> _Records for the exercise_:
* * *

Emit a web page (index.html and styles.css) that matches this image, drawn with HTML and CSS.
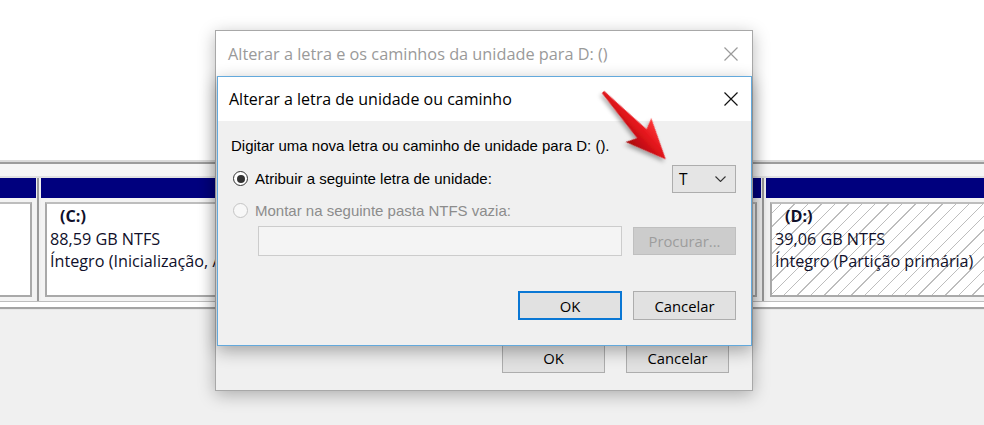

* * *

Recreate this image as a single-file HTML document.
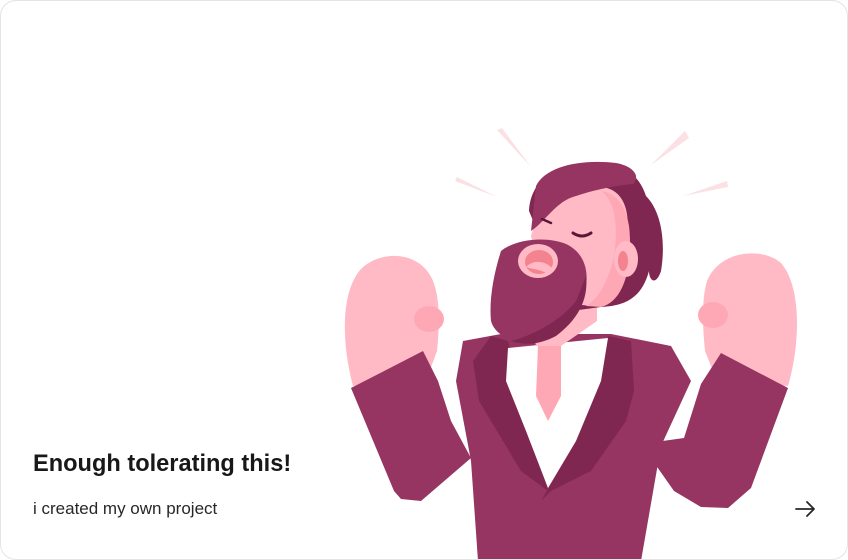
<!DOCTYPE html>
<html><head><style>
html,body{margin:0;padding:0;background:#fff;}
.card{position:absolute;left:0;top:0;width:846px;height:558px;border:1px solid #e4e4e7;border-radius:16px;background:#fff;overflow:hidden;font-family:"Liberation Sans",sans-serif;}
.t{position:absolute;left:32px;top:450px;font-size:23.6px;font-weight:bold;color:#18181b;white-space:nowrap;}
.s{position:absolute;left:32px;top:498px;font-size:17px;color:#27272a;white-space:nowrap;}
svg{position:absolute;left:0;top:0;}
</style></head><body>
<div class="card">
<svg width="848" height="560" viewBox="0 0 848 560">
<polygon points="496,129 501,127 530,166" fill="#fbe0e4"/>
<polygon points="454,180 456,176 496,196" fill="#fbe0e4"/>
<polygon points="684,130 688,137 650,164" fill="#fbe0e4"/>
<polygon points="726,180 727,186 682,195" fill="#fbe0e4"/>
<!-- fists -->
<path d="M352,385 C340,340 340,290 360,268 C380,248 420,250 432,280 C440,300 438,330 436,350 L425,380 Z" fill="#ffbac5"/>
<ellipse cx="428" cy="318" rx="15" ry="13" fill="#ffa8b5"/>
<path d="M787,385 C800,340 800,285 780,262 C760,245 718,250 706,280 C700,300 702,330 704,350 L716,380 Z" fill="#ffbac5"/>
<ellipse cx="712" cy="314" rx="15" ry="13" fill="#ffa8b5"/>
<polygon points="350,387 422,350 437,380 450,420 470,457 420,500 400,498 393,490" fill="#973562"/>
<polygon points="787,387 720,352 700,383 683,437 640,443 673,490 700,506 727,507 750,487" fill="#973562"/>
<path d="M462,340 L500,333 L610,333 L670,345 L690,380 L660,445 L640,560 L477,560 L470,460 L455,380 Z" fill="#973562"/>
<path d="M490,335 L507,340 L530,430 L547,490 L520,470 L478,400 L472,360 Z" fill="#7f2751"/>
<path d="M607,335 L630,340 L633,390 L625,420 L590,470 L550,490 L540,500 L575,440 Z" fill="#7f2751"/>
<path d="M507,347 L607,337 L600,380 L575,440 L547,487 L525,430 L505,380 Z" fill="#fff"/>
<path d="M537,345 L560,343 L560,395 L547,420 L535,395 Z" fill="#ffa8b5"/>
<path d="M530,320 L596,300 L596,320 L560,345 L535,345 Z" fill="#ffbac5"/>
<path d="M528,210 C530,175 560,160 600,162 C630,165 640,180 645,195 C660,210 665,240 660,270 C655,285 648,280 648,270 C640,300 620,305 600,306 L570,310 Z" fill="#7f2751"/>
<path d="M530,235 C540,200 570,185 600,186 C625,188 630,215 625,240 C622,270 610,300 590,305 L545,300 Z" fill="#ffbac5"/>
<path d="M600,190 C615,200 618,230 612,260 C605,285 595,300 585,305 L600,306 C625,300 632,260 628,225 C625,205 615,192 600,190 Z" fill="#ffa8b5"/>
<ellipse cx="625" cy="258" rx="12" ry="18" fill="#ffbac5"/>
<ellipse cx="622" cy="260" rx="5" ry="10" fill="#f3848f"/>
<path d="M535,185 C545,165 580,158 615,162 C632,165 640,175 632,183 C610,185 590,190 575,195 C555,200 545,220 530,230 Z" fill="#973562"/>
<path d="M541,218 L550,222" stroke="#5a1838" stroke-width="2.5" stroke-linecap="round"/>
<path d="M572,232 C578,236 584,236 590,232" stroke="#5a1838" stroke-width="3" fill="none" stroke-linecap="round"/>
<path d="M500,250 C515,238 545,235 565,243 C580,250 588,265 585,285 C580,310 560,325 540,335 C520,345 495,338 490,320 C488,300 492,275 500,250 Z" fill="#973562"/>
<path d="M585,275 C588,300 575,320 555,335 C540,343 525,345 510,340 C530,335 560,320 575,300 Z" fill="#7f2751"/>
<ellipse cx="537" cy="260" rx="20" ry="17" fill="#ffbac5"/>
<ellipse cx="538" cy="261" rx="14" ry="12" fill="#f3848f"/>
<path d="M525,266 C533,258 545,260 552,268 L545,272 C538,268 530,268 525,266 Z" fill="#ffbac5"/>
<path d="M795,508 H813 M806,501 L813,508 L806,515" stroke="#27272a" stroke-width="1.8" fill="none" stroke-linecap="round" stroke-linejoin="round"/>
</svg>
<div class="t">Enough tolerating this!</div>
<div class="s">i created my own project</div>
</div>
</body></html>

* * *

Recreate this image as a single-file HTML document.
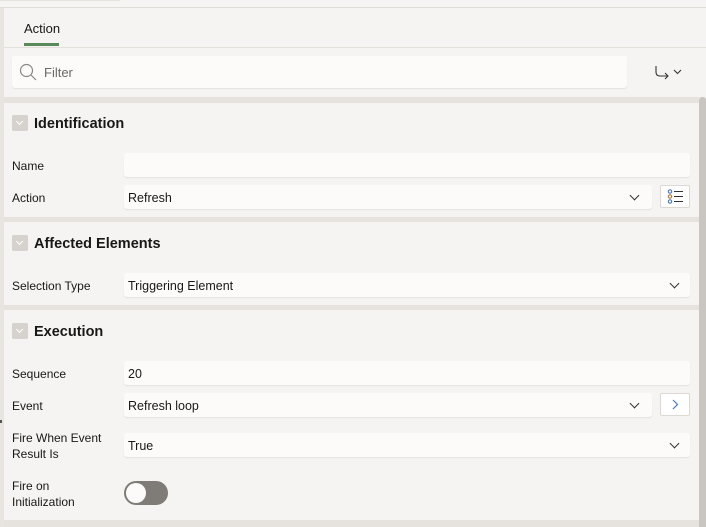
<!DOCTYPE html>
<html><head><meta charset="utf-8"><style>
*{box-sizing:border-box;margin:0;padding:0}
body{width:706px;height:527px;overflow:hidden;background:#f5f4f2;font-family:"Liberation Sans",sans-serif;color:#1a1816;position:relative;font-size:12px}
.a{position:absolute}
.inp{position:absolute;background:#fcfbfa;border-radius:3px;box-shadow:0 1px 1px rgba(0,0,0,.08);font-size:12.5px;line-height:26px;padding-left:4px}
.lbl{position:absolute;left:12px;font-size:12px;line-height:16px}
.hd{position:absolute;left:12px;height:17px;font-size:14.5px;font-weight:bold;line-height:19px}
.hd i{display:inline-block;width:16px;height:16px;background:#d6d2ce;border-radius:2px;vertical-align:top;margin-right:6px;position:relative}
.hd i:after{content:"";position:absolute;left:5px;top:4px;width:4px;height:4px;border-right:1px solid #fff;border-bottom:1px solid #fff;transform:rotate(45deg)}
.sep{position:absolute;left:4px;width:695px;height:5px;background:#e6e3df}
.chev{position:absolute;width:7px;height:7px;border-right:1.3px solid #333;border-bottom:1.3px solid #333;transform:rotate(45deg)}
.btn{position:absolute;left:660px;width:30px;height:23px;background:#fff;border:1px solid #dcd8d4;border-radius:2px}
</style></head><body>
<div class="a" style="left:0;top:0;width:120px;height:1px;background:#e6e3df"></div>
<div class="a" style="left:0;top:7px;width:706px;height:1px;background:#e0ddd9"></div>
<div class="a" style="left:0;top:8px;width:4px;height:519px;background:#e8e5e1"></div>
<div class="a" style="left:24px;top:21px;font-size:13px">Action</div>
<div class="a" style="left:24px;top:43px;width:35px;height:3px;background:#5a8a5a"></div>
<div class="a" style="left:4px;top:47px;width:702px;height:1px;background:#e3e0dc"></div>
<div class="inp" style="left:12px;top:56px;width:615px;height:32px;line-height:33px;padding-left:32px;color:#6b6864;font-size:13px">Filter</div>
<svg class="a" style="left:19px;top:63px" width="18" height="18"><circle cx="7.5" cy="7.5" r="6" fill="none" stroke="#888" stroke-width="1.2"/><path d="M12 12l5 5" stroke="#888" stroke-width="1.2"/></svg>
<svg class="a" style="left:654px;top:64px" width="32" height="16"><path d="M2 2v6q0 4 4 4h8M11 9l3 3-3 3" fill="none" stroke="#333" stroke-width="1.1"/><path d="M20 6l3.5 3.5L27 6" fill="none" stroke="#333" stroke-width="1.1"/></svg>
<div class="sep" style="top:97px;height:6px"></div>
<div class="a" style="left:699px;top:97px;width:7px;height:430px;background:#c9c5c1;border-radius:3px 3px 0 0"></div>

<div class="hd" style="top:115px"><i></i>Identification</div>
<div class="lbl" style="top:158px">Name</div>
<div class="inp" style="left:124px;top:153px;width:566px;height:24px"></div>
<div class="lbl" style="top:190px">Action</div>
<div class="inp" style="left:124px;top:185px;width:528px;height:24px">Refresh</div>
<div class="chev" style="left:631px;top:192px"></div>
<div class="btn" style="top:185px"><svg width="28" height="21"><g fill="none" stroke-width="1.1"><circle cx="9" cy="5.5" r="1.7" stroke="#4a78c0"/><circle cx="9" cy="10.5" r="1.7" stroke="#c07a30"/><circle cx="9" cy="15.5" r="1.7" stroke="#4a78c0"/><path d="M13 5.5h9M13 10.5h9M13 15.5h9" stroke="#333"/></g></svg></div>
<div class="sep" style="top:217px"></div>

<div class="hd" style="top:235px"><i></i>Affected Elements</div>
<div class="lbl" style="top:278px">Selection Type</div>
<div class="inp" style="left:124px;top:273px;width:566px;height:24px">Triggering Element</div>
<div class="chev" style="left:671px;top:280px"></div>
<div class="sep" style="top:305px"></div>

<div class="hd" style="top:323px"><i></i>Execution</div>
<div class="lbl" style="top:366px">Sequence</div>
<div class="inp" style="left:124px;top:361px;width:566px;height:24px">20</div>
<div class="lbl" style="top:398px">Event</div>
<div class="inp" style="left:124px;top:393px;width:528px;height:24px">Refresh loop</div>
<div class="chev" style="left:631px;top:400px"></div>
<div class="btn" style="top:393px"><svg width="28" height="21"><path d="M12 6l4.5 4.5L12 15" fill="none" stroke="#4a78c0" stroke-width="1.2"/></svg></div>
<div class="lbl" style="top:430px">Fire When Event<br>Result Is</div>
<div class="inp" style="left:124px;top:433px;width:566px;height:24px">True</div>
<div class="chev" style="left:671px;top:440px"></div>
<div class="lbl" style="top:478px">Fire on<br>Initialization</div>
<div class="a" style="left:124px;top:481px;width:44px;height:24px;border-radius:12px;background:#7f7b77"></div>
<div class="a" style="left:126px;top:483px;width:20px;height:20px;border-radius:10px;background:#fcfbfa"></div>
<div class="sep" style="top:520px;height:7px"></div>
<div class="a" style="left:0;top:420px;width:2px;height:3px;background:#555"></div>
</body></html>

* * *

> _Exercise prompt_: Filter out all lines lacking the word "this" and copy the rest.

> _Expected answer_:
Emit a web page (index.html and styles.css) that matches this image, drawn with HTML and CSS.
Recreate this image as a single-file HTML document.
<div class="t">Enough tolerating this!</div>
Recreate this image as a single-file HTML document.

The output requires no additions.